— START Material to process —

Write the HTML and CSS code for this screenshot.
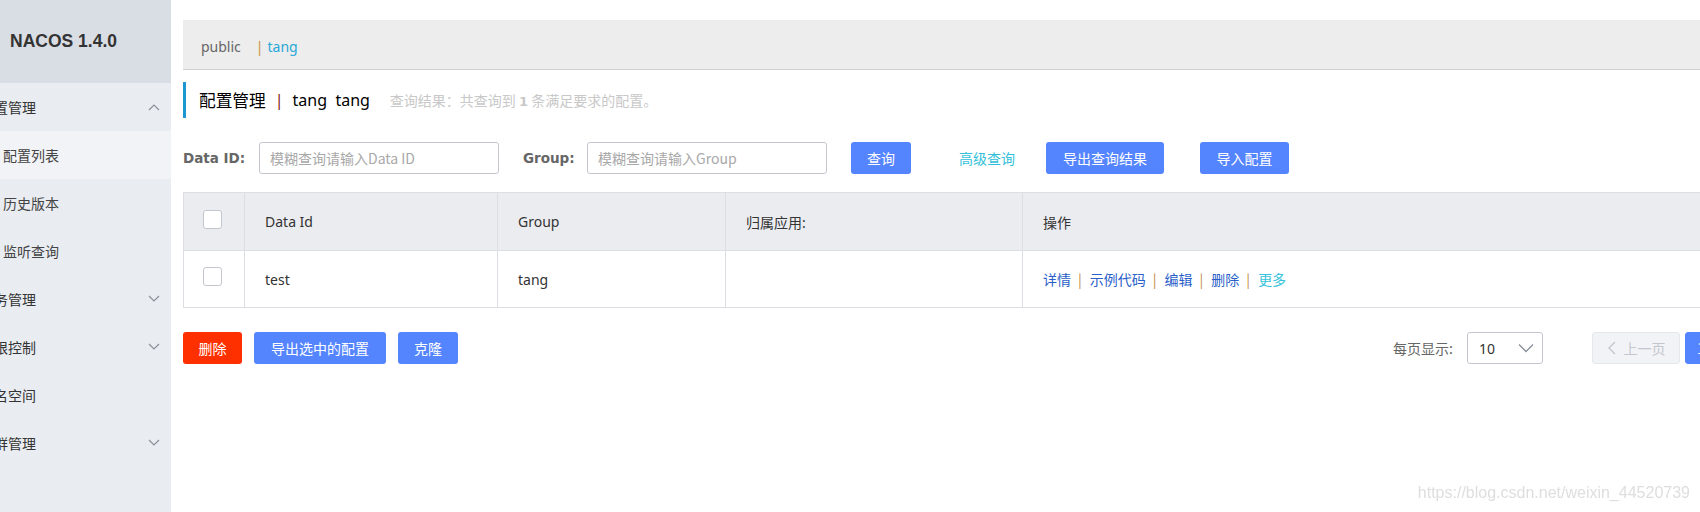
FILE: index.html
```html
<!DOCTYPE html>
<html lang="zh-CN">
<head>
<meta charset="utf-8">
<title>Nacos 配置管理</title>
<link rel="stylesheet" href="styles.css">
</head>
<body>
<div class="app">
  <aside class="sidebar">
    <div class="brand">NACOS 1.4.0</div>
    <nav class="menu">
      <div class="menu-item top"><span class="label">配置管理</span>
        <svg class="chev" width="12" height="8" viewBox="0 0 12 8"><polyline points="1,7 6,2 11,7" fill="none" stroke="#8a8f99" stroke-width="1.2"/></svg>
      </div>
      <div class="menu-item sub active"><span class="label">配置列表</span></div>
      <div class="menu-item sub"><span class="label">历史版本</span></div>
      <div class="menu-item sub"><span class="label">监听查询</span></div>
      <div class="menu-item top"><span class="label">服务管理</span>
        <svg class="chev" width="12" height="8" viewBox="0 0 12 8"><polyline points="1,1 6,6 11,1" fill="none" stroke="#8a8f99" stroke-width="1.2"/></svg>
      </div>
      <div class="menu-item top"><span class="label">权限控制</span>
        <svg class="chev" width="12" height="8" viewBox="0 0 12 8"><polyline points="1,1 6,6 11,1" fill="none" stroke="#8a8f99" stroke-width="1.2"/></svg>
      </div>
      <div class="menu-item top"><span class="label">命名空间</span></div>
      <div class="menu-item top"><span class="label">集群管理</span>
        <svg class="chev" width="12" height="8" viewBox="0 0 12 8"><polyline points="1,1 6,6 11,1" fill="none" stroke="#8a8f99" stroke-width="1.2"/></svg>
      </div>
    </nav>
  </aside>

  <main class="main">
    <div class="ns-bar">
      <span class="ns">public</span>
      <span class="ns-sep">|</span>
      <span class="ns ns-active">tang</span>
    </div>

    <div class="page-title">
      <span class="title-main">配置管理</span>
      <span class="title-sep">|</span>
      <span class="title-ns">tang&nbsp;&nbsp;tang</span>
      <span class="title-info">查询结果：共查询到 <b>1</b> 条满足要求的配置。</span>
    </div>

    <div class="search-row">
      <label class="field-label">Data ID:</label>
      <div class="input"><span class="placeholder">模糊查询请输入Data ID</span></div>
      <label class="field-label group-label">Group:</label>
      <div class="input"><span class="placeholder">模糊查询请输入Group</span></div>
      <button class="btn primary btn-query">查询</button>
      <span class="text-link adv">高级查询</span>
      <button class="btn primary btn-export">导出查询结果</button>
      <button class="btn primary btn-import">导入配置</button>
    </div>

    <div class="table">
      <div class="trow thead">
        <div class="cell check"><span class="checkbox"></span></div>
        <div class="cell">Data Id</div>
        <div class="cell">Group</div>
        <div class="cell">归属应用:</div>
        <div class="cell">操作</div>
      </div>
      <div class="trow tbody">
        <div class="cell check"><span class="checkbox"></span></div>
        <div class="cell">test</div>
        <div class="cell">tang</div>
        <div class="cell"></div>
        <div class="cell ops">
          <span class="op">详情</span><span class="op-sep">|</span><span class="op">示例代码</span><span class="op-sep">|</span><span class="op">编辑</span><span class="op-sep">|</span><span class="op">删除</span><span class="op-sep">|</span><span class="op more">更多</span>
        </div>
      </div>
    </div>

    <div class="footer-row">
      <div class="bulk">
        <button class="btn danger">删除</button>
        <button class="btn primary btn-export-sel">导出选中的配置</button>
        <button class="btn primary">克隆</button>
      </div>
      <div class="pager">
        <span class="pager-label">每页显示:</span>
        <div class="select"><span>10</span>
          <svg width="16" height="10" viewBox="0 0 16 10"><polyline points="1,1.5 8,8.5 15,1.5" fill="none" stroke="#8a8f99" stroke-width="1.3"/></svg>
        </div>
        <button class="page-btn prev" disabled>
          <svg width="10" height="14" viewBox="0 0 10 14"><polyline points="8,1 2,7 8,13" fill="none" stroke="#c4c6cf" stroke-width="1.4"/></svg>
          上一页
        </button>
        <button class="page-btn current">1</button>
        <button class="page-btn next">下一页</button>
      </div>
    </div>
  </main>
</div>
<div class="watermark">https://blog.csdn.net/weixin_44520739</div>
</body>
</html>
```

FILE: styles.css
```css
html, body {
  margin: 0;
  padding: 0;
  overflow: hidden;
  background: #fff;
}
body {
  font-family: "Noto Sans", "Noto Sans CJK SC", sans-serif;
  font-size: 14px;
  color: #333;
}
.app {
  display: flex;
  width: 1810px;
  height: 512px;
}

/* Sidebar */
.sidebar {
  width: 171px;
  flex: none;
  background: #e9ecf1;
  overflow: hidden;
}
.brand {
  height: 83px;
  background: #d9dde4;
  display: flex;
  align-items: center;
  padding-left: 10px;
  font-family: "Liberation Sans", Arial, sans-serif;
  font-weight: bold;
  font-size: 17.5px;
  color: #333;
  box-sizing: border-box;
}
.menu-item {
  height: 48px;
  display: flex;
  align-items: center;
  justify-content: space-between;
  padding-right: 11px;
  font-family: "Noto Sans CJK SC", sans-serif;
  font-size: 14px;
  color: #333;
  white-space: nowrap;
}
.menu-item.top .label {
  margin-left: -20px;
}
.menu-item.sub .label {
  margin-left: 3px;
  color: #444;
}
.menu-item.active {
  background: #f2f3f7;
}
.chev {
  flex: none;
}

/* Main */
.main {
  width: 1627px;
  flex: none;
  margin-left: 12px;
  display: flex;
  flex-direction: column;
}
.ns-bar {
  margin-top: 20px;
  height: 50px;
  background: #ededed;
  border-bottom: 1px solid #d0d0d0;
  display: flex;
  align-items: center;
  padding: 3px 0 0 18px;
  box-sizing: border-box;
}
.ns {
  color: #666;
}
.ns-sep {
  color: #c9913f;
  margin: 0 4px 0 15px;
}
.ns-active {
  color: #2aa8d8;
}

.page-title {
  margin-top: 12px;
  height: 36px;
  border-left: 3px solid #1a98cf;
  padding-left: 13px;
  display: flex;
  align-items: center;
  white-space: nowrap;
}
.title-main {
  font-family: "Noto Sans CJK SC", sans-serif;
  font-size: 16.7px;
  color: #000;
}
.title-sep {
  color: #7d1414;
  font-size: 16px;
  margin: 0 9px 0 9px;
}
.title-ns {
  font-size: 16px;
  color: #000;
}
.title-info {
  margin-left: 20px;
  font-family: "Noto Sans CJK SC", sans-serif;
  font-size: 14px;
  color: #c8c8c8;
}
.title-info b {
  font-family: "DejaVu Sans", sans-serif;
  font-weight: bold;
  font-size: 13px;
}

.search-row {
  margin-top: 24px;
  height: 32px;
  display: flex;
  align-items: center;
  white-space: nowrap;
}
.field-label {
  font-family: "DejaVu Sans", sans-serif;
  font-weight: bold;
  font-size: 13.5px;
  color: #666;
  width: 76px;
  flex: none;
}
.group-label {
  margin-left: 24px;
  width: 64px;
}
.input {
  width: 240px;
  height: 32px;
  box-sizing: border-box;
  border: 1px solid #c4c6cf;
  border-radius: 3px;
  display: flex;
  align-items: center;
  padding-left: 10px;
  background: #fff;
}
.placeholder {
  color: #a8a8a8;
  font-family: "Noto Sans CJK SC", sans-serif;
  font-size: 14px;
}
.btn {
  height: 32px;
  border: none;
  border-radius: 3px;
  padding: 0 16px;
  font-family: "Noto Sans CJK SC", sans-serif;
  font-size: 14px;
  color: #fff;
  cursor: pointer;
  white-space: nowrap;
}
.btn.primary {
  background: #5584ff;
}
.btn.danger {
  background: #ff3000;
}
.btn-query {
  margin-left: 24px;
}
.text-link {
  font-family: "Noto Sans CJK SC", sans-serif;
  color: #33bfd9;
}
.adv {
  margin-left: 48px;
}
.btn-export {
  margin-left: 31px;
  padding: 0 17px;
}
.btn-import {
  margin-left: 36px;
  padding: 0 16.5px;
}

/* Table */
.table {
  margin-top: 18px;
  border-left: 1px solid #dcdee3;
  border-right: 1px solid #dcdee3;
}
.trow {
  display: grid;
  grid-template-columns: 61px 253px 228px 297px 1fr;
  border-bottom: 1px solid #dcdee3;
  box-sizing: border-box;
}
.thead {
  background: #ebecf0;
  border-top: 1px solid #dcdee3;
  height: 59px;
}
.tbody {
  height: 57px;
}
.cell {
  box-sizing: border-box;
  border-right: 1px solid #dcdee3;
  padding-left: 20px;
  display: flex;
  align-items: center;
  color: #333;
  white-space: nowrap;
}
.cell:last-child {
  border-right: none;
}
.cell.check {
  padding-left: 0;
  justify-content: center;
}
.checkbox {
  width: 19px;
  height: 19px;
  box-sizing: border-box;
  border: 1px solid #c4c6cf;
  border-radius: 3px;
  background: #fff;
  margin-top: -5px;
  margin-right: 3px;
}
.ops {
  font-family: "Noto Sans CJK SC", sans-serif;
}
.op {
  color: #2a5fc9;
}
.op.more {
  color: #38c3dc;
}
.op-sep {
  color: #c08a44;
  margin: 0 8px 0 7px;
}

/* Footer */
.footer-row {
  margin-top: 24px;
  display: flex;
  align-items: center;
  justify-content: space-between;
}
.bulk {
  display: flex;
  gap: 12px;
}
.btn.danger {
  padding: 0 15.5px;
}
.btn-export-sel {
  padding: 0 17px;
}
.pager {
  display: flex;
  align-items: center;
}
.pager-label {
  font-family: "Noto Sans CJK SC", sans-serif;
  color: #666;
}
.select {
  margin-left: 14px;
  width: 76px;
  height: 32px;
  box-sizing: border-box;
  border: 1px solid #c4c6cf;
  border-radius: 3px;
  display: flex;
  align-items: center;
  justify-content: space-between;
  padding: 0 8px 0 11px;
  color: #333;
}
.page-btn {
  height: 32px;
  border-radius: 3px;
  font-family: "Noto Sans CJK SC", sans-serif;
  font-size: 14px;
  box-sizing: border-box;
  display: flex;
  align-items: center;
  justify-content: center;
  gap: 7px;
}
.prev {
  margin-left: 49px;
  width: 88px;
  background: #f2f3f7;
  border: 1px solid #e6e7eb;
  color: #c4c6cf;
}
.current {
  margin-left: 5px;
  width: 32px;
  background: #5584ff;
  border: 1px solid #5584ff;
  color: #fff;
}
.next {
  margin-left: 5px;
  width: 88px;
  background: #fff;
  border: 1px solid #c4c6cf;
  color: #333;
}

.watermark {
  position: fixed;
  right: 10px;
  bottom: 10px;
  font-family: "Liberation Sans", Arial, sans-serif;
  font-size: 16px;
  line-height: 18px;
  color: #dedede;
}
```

— END Material to process —
— START Material to process —

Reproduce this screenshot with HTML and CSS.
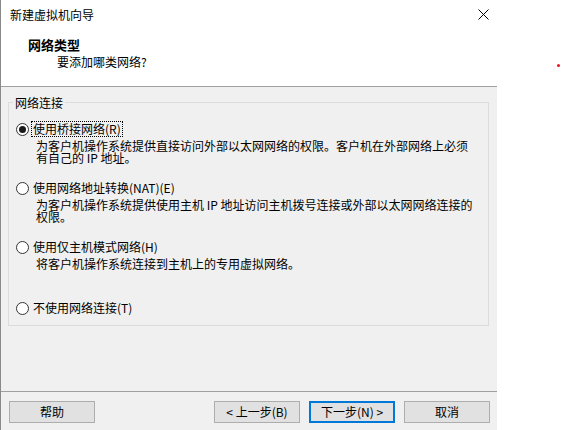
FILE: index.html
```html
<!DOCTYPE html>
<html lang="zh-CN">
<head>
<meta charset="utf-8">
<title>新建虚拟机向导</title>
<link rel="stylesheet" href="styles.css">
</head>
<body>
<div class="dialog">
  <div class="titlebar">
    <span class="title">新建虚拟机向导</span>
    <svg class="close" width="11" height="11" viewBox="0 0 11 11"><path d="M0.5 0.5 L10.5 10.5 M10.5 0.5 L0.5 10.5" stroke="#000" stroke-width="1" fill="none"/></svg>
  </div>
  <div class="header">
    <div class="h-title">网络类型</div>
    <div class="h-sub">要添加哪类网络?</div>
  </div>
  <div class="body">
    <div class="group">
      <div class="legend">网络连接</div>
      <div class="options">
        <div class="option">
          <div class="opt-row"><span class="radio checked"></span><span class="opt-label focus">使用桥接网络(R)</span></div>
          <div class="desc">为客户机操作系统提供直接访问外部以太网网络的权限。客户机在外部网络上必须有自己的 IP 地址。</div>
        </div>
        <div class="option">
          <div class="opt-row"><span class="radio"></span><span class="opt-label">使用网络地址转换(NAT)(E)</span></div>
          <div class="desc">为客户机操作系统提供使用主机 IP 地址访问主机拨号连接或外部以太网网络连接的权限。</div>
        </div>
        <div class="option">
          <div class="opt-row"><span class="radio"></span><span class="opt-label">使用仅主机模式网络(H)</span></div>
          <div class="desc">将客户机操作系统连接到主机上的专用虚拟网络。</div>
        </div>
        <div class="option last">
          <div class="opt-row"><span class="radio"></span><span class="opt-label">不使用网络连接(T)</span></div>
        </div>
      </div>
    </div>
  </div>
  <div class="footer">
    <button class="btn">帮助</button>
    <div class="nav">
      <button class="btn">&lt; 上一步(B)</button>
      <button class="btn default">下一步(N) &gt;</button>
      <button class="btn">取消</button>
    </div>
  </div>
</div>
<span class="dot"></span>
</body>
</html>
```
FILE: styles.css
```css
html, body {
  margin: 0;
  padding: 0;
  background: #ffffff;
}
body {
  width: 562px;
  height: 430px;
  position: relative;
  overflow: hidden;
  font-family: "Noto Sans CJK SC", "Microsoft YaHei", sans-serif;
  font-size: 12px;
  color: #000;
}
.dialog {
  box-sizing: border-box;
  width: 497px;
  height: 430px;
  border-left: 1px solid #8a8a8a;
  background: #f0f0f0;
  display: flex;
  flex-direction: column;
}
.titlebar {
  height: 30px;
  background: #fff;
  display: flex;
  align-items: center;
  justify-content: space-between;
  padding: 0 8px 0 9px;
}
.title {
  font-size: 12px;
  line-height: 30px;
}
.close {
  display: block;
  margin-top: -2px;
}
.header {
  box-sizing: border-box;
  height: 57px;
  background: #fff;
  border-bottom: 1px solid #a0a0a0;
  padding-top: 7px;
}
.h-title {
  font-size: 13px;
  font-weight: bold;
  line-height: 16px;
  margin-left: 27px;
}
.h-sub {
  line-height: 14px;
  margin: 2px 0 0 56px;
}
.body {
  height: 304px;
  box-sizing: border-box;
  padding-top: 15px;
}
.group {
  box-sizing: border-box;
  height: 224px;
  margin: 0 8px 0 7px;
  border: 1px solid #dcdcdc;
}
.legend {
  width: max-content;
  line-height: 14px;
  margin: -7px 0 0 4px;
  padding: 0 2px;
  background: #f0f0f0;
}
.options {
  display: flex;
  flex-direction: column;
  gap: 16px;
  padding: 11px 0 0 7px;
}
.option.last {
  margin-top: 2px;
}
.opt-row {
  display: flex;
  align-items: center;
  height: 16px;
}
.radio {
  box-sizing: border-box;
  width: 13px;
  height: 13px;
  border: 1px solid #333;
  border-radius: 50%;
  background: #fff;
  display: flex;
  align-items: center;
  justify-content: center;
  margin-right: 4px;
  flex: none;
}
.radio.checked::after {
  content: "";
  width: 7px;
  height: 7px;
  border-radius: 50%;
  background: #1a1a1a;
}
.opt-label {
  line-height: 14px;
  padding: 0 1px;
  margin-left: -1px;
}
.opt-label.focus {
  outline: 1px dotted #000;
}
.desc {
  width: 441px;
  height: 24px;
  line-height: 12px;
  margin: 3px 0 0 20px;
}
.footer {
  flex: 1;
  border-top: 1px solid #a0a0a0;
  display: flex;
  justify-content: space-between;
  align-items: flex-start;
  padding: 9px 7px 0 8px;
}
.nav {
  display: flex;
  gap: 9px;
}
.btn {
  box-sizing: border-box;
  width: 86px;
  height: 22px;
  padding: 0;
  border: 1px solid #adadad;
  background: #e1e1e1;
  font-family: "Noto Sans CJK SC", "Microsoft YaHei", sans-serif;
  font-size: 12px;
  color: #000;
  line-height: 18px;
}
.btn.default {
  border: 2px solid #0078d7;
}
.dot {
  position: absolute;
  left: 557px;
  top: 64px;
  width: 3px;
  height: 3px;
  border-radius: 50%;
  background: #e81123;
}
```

— END Material to process —
— START Material to process —

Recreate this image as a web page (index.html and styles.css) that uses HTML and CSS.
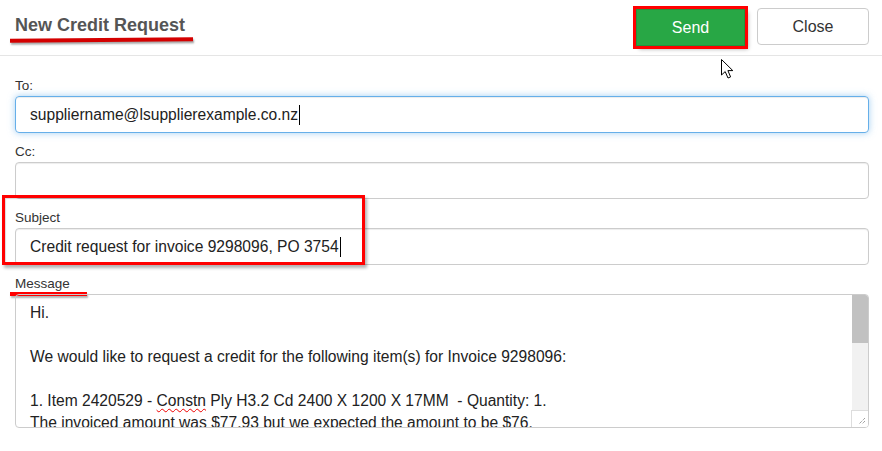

— END Material to process —

- _Your objective_:
Where a line of the records above holds the word "screenshot", copy that line.

- _Response to the task_:
Write the HTML and CSS code for this screenshot.
Reproduce this screenshot with HTML and CSS.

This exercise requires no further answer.